PROBLEM STATEMENT
Each line of the material must be repeated precisely, with the pictures left out.
>> Begin
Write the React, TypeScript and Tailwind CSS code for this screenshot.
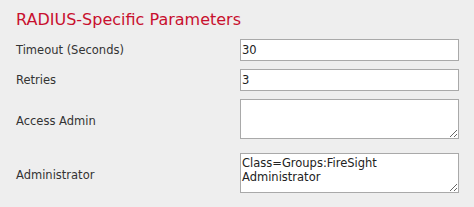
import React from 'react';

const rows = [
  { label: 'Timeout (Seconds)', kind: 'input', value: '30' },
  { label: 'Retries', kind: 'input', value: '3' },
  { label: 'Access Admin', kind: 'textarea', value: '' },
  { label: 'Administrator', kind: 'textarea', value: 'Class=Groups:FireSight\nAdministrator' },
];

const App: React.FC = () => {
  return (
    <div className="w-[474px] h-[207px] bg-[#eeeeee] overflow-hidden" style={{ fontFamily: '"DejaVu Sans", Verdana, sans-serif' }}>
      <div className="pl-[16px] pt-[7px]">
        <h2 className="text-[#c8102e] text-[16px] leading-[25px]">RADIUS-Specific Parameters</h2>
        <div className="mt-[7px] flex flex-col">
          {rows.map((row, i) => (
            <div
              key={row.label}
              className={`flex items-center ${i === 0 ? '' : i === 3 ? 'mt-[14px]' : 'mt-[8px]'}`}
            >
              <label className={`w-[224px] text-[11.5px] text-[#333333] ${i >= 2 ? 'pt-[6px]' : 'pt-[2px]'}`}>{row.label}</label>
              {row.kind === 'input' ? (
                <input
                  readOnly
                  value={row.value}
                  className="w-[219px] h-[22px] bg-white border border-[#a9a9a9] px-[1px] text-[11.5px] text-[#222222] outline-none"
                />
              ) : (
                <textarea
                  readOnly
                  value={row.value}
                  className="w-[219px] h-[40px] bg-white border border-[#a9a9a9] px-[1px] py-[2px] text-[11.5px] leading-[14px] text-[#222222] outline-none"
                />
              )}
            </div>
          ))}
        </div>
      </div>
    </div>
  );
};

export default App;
>> End
SOLUTION TO THIS PROBLEM
Write the React, TypeScript and Tailwind CSS code for this screenshot.
import React from 'react';

const rows = [
  { label: 'Timeout (Seconds)', kind: 'input', value: '30' },
  { label: 'Retries', kind: 'input', value: '3' },
  { label: 'Access Admin', kind: 'textarea', value: '' },
  { label: 'Administrator', kind: 'textarea', value: 'Class=Groups:FireSight\nAdministrator' },
];

const App: React.FC = () => {
  return (
    <div className="w-[474px] h-[207px] bg-[#eeeeee] overflow-hidden" style={{ fontFamily: '"DejaVu Sans", Verdana, sans-serif' }}>
      <div className="pl-[16px] pt-[7px]">
        <h2 className="text-[#c8102e] text-[16px] leading-[25px]">RADIUS-Specific Parameters</h2>
        <div className="mt-[7px] flex flex-col">
          {rows.map((row, i) => (
            <div
              key={row.label}
              className={`flex items-center ${i === 0 ? '' : i === 3 ? 'mt-[14px]' : 'mt-[8px]'}`}
            >
              <label className={`w-[224px] text-[11.5px] text-[#333333] ${i >= 2 ? 'pt-[6px]' : 'pt-[2px]'}`}>{row.label}</label>
              {row.kind === 'input' ? (
                <input
                  readOnly
                  value={row.value}
                  className="w-[219px] h-[22px] bg-white border border-[#a9a9a9] px-[1px] text-[11.5px] text-[#222222] outline-none"
                />
              ) : (
                <textarea
                  readOnly
                  value={row.value}
                  className="w-[219px] h-[40px] bg-white border border-[#a9a9a9] px-[1px] py-[2px] text-[11.5px] leading-[14px] text-[#222222] outline-none"
                />
              )}
            </div>
          ))}
        </div>
      </div>
    </div>
  );
};

export default App;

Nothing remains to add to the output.